Friday, February 9, 2018

Spring into a new season of Texas lit events

Yes, the groundhog has spoken – six more weeks of winter! But the venerable rodent’s forecast can’t halt the flow of literary events in Texas, pushing through the cold like early spring flowers. Even more than a month before the official start of spring, the landscape is full of possibilities like these:

February 10 – 11: North Texas Comic Book Festival, in the Irving Convention Center, 500 Las Colinas Blvd. W., Irving. Free tickets for kids ages 11 and under. For adults, 1-day tickets $20, 2-day $30. See the site for details.
February 11: Arts & Letters Live continues, with Paul Auster, bestselling author of 1234, in conversation with Will Evans of Deep Vellum Publishing, 7 p.m., at the Dallas Museum of Art, 1717 N. Harwood in Dallas. Tickets for the public, $40, with discounts for DMA members, Friends of Deep Vellum, Wild Detectives, and the Writer’s Garret, and free for students and educators. The series continues through June 20. See the DMA’s site for details and tickets.
February 12 - ?: WRiTE Club returns! It’s the writing contest that’s also a spectator sport as readers vote for their favorite 500-word entries from authors hiding behind the safety of anonymity. Official unveiling of details on the 12th, at the site of ringmaster DL Hammons.
February 16-18: ConDFW XVII banishes the late-winter blues with its lineup of science fiction/fantasy panels, author signings and hijinks – including appearances by author guest of honor Charlaine Harris (The Southern Vampire series). Adult 3-day memberships $45, 1-day $30. Children’s memberships $20 and $15, respectively. Discounts available with valid military, educator or student ID. At the Radisson Hotel Fort Worth Fossil Creek. See the site for details.
February 20: Clements Center Evening Lecture Series showcases The Gulf: The Making of an American Sea, by Jack Davis. Reception 5:30 p.m., lecture and signing 6 p.m., in the Hughes-Trigg Ballroom East, 3140 Dyer St., on the SMU campus. Free. The lecture series concludes April 11. For information and registration, see the site. (Thanks to book club member Julia Carpenter for this tip!)
image: pixabay
February 22: Highland Park Literary Festival welcomes Pulitzer Prize-winning author Adam Johnson (The Orphan Master’s Son) as keynote speaker, 7 p.m., with signing from 8 – 8:45 p.m. At the Highland Park High School, 4220 Emerson, Dallas. Free and open to the public.
March 8: Authors LIVE! presents author Mark Weinberg’s Movie Nights with the Reagans, at 7 p.m. at Highland Park United Methodist Church, 3300 Mockingbird Lane, Dallas. Free, or choose a 6 p.m. pre-lecture reception and signing for $30 (includes copy of the book). See the site for details or to register for reception. The Authors LIVE! series is presented in partnership with the Highland Park Library and Friends of SMU Libraries.

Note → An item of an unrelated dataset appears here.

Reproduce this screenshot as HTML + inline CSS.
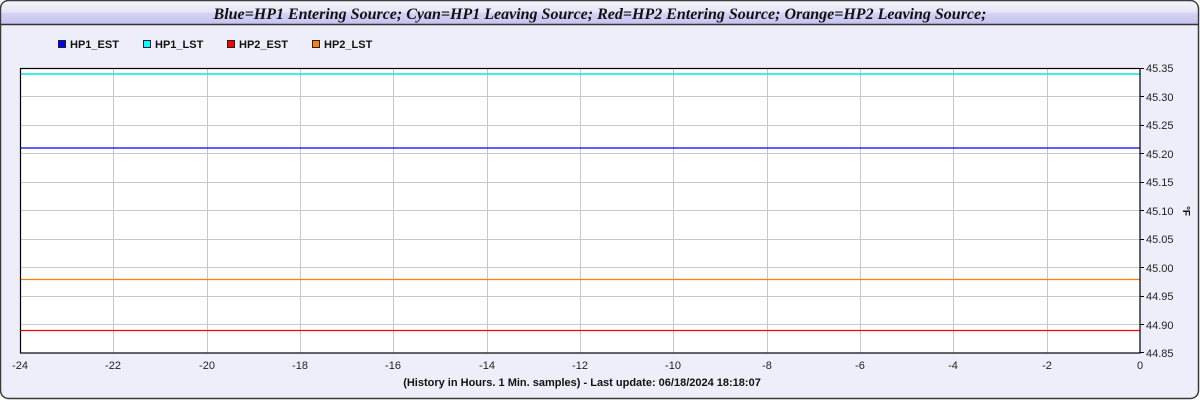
<!DOCTYPE html>
<html><head><meta charset="utf-8"><style>
html,body{margin:0;padding:0;background:#fff;}
svg{display:block;font-family:"Liberation Sans",sans-serif;}
</style></head><body>
<svg width="1200" height="400" viewBox="0 0 1200 400" xmlns="http://www.w3.org/2000/svg">
<defs>
<linearGradient id="hd" x1="0" y1="0" x2="0" y2="1">
<stop offset="0" stop-color="#f4f4fb"/><stop offset="0.45" stop-color="#e6e6f8"/><stop offset="0.55" stop-color="#d2d2f6"/><stop offset="1" stop-color="#c4c4f0"/>
</linearGradient>
</defs>
<rect x="0.5" y="0.5" width="1198" height="398" rx="8" fill="#eeeefb" stroke="#3a3a3a" stroke-width="1.5"/>
<path d="M1.5 24 L1.5 9 Q1.5 1.5 9 1.5 L1190 1.5 Q1197.5 1.5 1197.5 9 L1197.5 24 Z" fill="url(#hd)"/>
<line x1="1" y1="24.5" x2="1199" y2="24.5" stroke="#333" stroke-width="1.5"/>
<text x="600" y="19" text-anchor="middle" font-family="Liberation Serif,serif" font-style="italic" font-weight="bold" font-size="16" fill="#111">Blue=HP1 Entering Source; Cyan=HP1 Leaving Source; Red=HP2 Entering Source; Orange=HP2 Leaving Source;</text>
<g font-size="11" font-weight="bold" fill="#111">
<rect x="58.5" y="40.5" width="7" height="7" fill="#0000ff" stroke="#222"/><text x="70" y="48">HP1_EST</text>
<rect x="143.5" y="40.5" width="7" height="7" fill="#00ffff" stroke="#222"/><text x="155" y="48">HP1_LST</text>
<rect x="227.5" y="40.5" width="7" height="7" fill="#ff0000" stroke="#222"/><text x="239" y="48">HP2_EST</text>
<rect x="312.5" y="40.5" width="7" height="7" fill="#ff8000" stroke="#222"/><text x="324" y="48">HP2_LST</text>
</g>
<rect x="20" y="68" width="1120" height="285" fill="#fff"/>
<g stroke="#c8c8c8" stroke-width="1">
<line x1="20" y1="96.5" x2="1140" y2="96.5"/><line x1="20" y1="125.5" x2="1140" y2="125.5"/><line x1="20" y1="153.5" x2="1140" y2="153.5"/><line x1="20" y1="182.5" x2="1140" y2="182.5"/><line x1="20" y1="210.5" x2="1140" y2="210.5"/><line x1="20" y1="239.5" x2="1140" y2="239.5"/><line x1="20" y1="267.5" x2="1140" y2="267.5"/><line x1="20" y1="296.5" x2="1140" y2="296.5"/><line x1="20" y1="324.5" x2="1140" y2="324.5"/>
<line x1="113.5" y1="68" x2="113.5" y2="353"/><line x1="207.5" y1="68" x2="207.5" y2="353"/><line x1="300.5" y1="68" x2="300.5" y2="353"/><line x1="393.5" y1="68" x2="393.5" y2="353"/><line x1="487.5" y1="68" x2="487.5" y2="353"/><line x1="580.5" y1="68" x2="580.5" y2="353"/><line x1="673.5" y1="68" x2="673.5" y2="353"/><line x1="767.5" y1="68" x2="767.5" y2="353"/><line x1="860.5" y1="68" x2="860.5" y2="353"/><line x1="953.5" y1="68" x2="953.5" y2="353"/><line x1="1047.5" y1="68" x2="1047.5" y2="353"/>
</g>
<line x1="20" y1="74" x2="1140" y2="74" stroke="#00e8e8" stroke-width="1.5"/>
<line x1="20" y1="148" x2="1140" y2="148" stroke="#0000ff" stroke-width="1.2"/>
<line x1="20" y1="279.5" x2="1140" y2="279.5" stroke="#ff8000" stroke-width="1.2"/>
<line x1="20" y1="330.5" x2="1140" y2="330.5" stroke="#ff0000" stroke-width="1.2"/>
<rect x="20.5" y="68.5" width="1119.5" height="284.5" fill="none" stroke="#000" stroke-width="1.2"/>
<g stroke="#000"><line x1="1140" y1="68.5" x2="1144" y2="68.5"/><line x1="1140" y1="96.5" x2="1144" y2="96.5"/><line x1="1140" y1="125.5" x2="1144" y2="125.5"/><line x1="1140" y1="153.5" x2="1144" y2="153.5"/><line x1="1140" y1="182.5" x2="1144" y2="182.5"/><line x1="1140" y1="210.5" x2="1144" y2="210.5"/><line x1="1140" y1="239.5" x2="1144" y2="239.5"/><line x1="1140" y1="267.5" x2="1144" y2="267.5"/><line x1="1140" y1="296.5" x2="1144" y2="296.5"/><line x1="1140" y1="324.5" x2="1144" y2="324.5"/><line x1="1140" y1="352.5" x2="1144" y2="352.5"/></g>
<g font-size="11" fill="#222">
<text x="1146" y="72">45.35</text><text x="1146" y="101">45.30</text><text x="1146" y="129">45.25</text><text x="1146" y="158">45.20</text><text x="1146" y="186">45.15</text><text x="1146" y="215">45.10</text><text x="1146" y="243">45.05</text><text x="1146" y="272">45.00</text><text x="1146" y="300">44.95</text><text x="1146" y="329">44.90</text><text x="1146" y="357">44.85</text>
</g>
<text x="1183" y="211" font-size="10" font-weight="bold" fill="#111" transform="rotate(90 1183 211)" text-anchor="middle">°F</text>
<g font-size="11" fill="#222" text-anchor="middle">
<text x="20" y="369">-24</text><text x="113" y="369">-22</text><text x="207" y="369">-20</text><text x="300" y="369">-18</text><text x="393" y="369">-16</text><text x="487" y="369">-14</text><text x="580" y="369">-12</text><text x="673" y="369">-10</text><text x="767" y="369">-8</text><text x="860" y="369">-6</text><text x="953" y="369">-4</text><text x="1047" y="369">-2</text><text x="1140" y="369">0</text>
</g>
<text x="582" y="386" text-anchor="middle" font-size="11" font-weight="bold" fill="#111">(History in Hours. 1 Min. samples) - Last update: 06/18/2024 18:18:07</text>
</svg>
</body></html>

March 24: WORDfest, billed as an “all-you-can-meet festival of creative connection” makes its second annual appearance from 9 a.m. – 4 p.m. in the Student Union building of Tarrant County College’s Northeast Campus at 828 Harwood Rd. in Hurst. More than 30 North Texas writers’ organizations will be on hand to distribute information about their specialties, including fiction, nonfiction, screenwriting, poetry, and indie publishing. Lunch and snacks available for purchase from the student union cafeteria, but otherwise everything is free. However, WORD (Writing Organizations ‘Round Dallas) appreciates an RSVP at its site.
April 7: Save the date for the Dallas Book Festival, Dallas Central Library, 1515 Young St., Dallas. More details to come, but this year’s festival will feature more than 100 local, regional and national authors, with writing workshops, children’s activities, and live performances. Once again, in connection with the Dallas Festival of Ideas. Free.

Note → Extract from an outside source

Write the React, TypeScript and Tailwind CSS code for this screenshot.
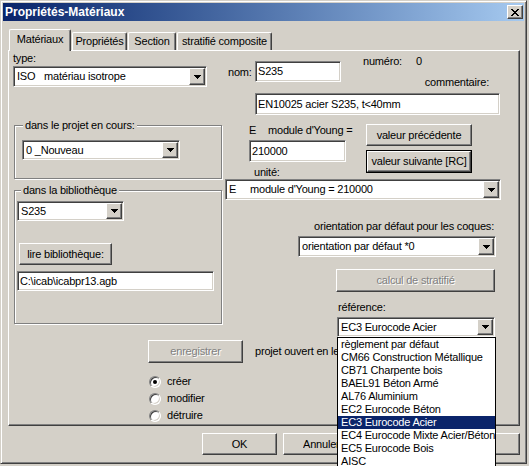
import React from "react";

const raised =
  "border border-t-white border-l-white border-r-[#404040] border-b-[#404040] shadow-[inset_-1px_-1px_#808080] bg-[#d4d0c8]";
const sunken =
  "border border-t-[#808080] border-l-[#808080] border-r-white border-b-white shadow-[inset_1px_1px_#404040,inset_-1px_-1px_#d4d0c8] bg-white";
const disabledText = "text-[#808080] [text-shadow:1px_1px_0_#fff]";

function Arrow() {
  return (
    <svg width="7" height="4" viewBox="0 0 7 4" shapeRendering="crispEdges">
      <path d="M0 0h7v1h-1v1h-1v1h-1v1h-1v-1h-1v-1h-1v-1h-1z" fill="#000" />
    </svg>
  );
}

function Combo({ cls, children }: { cls: string; children: React.ReactNode }) {
  return (
    <div className={`${sunken} flex items-stretch p-[1px] ${cls}`}>
      <div className="flex-1 flex items-center pl-[2px] whitespace-pre overflow-hidden">{children}</div>
      <div className={`${raised} w-[16px] flex items-center justify-center`}>
        <Arrow />
      </div>
    </div>
  );
}

function Field({ cls, children }: { cls: string; children: React.ReactNode }) {
  return <div className={`${sunken} flex items-center pl-[2px] whitespace-pre overflow-hidden ${cls}`}>{children}</div>;
}

function Btn({ cls, children, disabled }: { cls: string; children?: React.ReactNode; disabled?: boolean }) {
  return (
    <div className={`${raised} flex items-center justify-center whitespace-nowrap ${disabled ? disabledText : ""} ${cls}`}>
      {children}
    </div>
  );
}

function Group({ cls, label, labelCls, children }: { cls: string; label: string; labelCls: string; children: React.ReactNode }) {
  return (
    <div className={`border border-[#808080] shadow-[1px_1px_#fff,inset_1px_1px_#fff] flex flex-col items-start ${cls}`}>
      <div className={`-mt-[7px] h-[13px] px-[2px] bg-[#d4d0c8] whitespace-nowrap ${labelCls}`}>{label}</div>
      {children}
    </div>
  );
}

function Radio({ checked }: { checked?: boolean }) {
  return (
    <div className="w-[12px] h-[12px] rounded-full border border-t-[#808080] border-l-[#808080] border-r-white border-b-white shadow-[inset_1px_1px_#404040,inset_-1px_-1px_#d4d0c8] bg-white flex items-center justify-center">
      {checked && <div className="w-[4px] h-[4px] rounded-full bg-black" />}
    </div>
  );
}

const items = [
  "règlement par défaut",
  "CM66 Construction Métallique",
  "CB71 Charpente bois",
  "BAEL91 Béton Armé",
  "AL76 Aluminium",
  "EC2 Eurocode Béton",
  "EC3 Eurocode Acier",
  "EC4 Eurocode Mixte Acier/Béton",
  "EC5 Eurocode Bois",
  "AISC",
];

export default function App() {
  return (
    <div className="w-[529px] h-[466px] overflow-hidden bg-[#d4d0c8] font-['Liberation_Sans',Arial,sans-serif] text-[11px] leading-[13px] tracking-[-0.2px] text-black">
      <div className="w-[527px] h-[464px] border border-t-[#d4d0c8] border-l-[#d4d0c8] border-r-[#404040] border-b-[#404040] shadow-[inset_1px_1px_#fff,inset_-1px_-1px_#808080] p-[2px] flex flex-col">
        {/* title bar */}
        <div className="h-[18px] flex items-center bg-linear-to-r from-[#0a246a] to-[#a6caf0] pl-[2px] pr-[1px]">
          <div className="flex-1 text-white font-bold text-[12px] tracking-normal">Propriétés-Matériaux</div>
          <div className={`${raised} w-[16px] h-[14px] flex items-center justify-center`}>
            <svg width="8" height="7" viewBox="0 0 8 7" shapeRendering="crispEdges">
              <path
                d="M0 0h2v1h1v1h2v-1h1v-1h2v1h-1v1h-1v1h-1v1h1v1h1v1h1v1h-2v-1h-1v-1h-2v1h-1v1h-2v-1h1v-1h1v-1h1v-1h-1v-1h-1v-1h-1z"
                fill="#000"
              />
            </svg>
          </div>
        </div>

        {/* tabs */}
        <div className="mt-[8px] ml-[6px] h-[21px] flex items-end">
          <div className="relative z-10 -mb-[1px] h-[22px] w-[62px] bg-[#d4d0c8] border-t border-l border-r border-t-white border-l-white border-r-[#404040] shadow-[inset_-1px_0_#808080] rounded-t-[2px] flex items-center justify-center pb-[2px]">
            Matériaux
          </div>
          <div className="ml-[1px] h-[18px] w-[55px] border-t border-l border-r border-t-white border-l-white border-r-[#404040] shadow-[inset_-1px_0_#808080] rounded-t-[2px] flex items-center justify-center">
            Propriétés
          </div>
          <div className="ml-[1px] h-[18px] w-[48px] border-t border-l border-r border-t-white border-l-white border-r-[#404040] shadow-[inset_-1px_0_#808080] rounded-t-[2px] flex items-center justify-center">
            Section
          </div>
          <div className="ml-[1px] h-[18px] w-[95px] border-t border-l border-r border-t-white border-l-white border-r-[#404040] shadow-[inset_-1px_0_#808080] rounded-t-[2px] flex items-center justify-center whitespace-nowrap">
            stratifié composite
          </div>
        </div>

        {/* panel */}
        <div className="ml-[5px] w-[512px] h-[376px] border border-t-white border-l-white border-r-[#404040] border-b-[#404040] shadow-[inset_-1px_-1px_#808080] pl-[4px] pt-[1px] flex flex-col">
          <div className="flex items-start">
            {/* left column */}
            <div className="w-[212px] flex flex-col items-start">
              <div className="h-[13px]">type:</div>
              <Combo cls="mt-[1px] w-[194px] h-[21px]">
                <span className="w-[27px]">ISO</span>
                <span>matériau isotrope</span>
              </Combo>
              <Group cls="mt-[38px] ml-[1px] w-[208px] pb-[18px]" label="dans le projet en cours:" labelCls="ml-[8px]">
                <Combo cls="mt-[8px] ml-[7px] w-[158px] h-[20px]">0 _Nouveau</Combo>
              </Group>
              <Group cls="mt-[11px] ml-[1px] w-[208px] pb-[32px]" label="dans la bibliothèque" labelCls="ml-[6px]">
                <Combo cls="mt-[4px] ml-[2px] w-[107px] h-[20px]">S235</Combo>
                <Btn cls="mt-[22px] ml-[4px] w-[93px] h-[22px]">lire bibliothèque:</Btn>
                <Field cls="mt-[6px] ml-[2px] w-[197px] h-[20px]">C:\icab\icabpr13.agb</Field>
              </Group>
            </div>

            {/* right column */}
            <div className="w-[276px] flex flex-col items-start">
              <div className="mt-[3px] flex items-start">
                <div className="ml-[3px] mt-[11px] w-[27px]">nom:</div>
                <Field cls="mt-[6px] w-[86px] h-[21px]">S235</Field>
                <div className="ml-[22px] w-[126px] flex flex-col">
                  <div className="flex">
                    <span>numéro:</span>
                    <span className="ml-[14px]">0</span>
                  </div>
                  <div className="mt-[8px] text-right">commentaire:</div>
                </div>
              </div>
              <Field cls="mt-[4px] ml-[30px] w-[245px] h-[22px]">EN10025 acier S235, t&lt;40mm</Field>
              <div className="flex items-start">
                <div className="ml-[24px] w-[97px] flex flex-col items-start">
                  <div className="mt-[9px] flex whitespace-nowrap">
                    <span className="w-[19px]">E</span>
                    <span>module d'Young =</span>
                  </div>
                  <Field cls="mt-[3px] w-[97px] h-[22px]">210000</Field>
                  <div className="mt-[4px] ml-[5px]">unité:</div>
                </div>
                <div className="ml-[20px] flex flex-col">
                  <Btn cls="mt-[9px] w-[106px] h-[22px]">valeur précédente</Btn>
                  <div className="mt-[4px] w-[106px] h-[23px] border border-black">
                    <Btn cls="w-full h-full">valeur suivante [RC]</Btn>
                  </div>
                </div>
              </div>
              <Combo cls="w-[276px] h-[21px]">
                <span className="w-[21px]">E</span>
                <span>module d'Young = 210000</span>
              </Combo>
              <div className="mt-[20px] w-[276px] pr-[7px] text-right whitespace-nowrap">
                orientation par défaut pour les coques:
              </div>
              <Combo cls="mt-[3px] ml-[73px] w-[198px] h-[21px]">orientation par défaut *0</Combo>
              <Btn disabled cls="mt-[12px] ml-[111px] w-[159px] h-[23px]">
                calcul de stratifié
              </Btn>
              <div className="mt-[9px] ml-[113px]">référence:</div>
              <div className="relative mt-[3px] ml-[112px]">
                <Combo cls="w-[158px] h-[20px]">EC3 Eurocode Acier</Combo>
                <div className="absolute left-0 top-full z-20 w-[159px] border border-black bg-white">
                  {items.map((t, i) => (
                    <div
                      key={t}
                      className={`h-[13px] leading-[13px] pl-[3px] whitespace-nowrap overflow-hidden ${
                        i === 6 ? "bg-[#0a246a] text-white" : ""
                      }`}
                    >
                      {t}
                    </div>
                  ))}
                </div>
              </div>
            </div>
          </div>

          {/* bottom area */}
          <div className="mt-[3px] ml-[135px] flex items-center">
            <Btn disabled cls="w-[95px] h-[23px]">
              enregistrer
            </Btn>
            <div className="ml-[12px] w-[82px] overflow-hidden whitespace-nowrap">projet ouvert en lecture seule</div>
          </div>
          <div className="mt-[10px] ml-[136px] flex flex-col">
            <div className="h-[17px] flex items-center">
              <Radio checked />
              <span className="ml-[6px]">créer</span>
            </div>
            <div className="h-[17px] flex items-center">
              <Radio />
              <span className="ml-[6px]">modifier</span>
            </div>
            <div className="h-[17px] flex items-center">
              <Radio />
              <span className="ml-[6px]">détruire</span>
            </div>
          </div>
        </div>

        {/* dialog buttons */}
        <div className="mt-[7px] pr-[4px] flex justify-end gap-[6px]">
          <Btn cls="w-[75px] h-[22px]">OK</Btn>
          <Btn cls="w-[75px] h-[22px] justify-start pl-[19px] overflow-hidden">
            <span className="w-[35px] overflow-hidden">Annuler</span>
          </Btn>
          <Btn cls="w-[75px] h-[22px]" />
          <Btn cls="w-[75px] h-[22px]" />
        </div>
      </div>
    </div>
  );
}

April 7: Meet still more authors at the North Texas Book Festival in the Patterson-Appleton Art Center, 400 E. Hickory St., in Denton. Free to the public.
April 20-21: North Texas Teen Book Festival in the Irving Convention Center, 500 Las Colinas Blvd. W., Irving. So far, it’s registered dozens of middle-grade and young-adult authors. Panels, book sales, signings, and more. Free. On-site parking available for $8, or take DART to the convention center stop.
April 30- May 6: Writefest is a weeklong, megafestival collaboration of the Houston Writers Guild and Writespace Houston. Included are literary agents, acquisition editors from traditional publishers, panels, workshops, and a keynote address by mega author, Justin Cronin (The Passage trilogy). Tickets are available at the full event pass, 3-day pass, Friday only and Saturday only levels. Early bird pricing starts February 15. For details and locations, check out the site.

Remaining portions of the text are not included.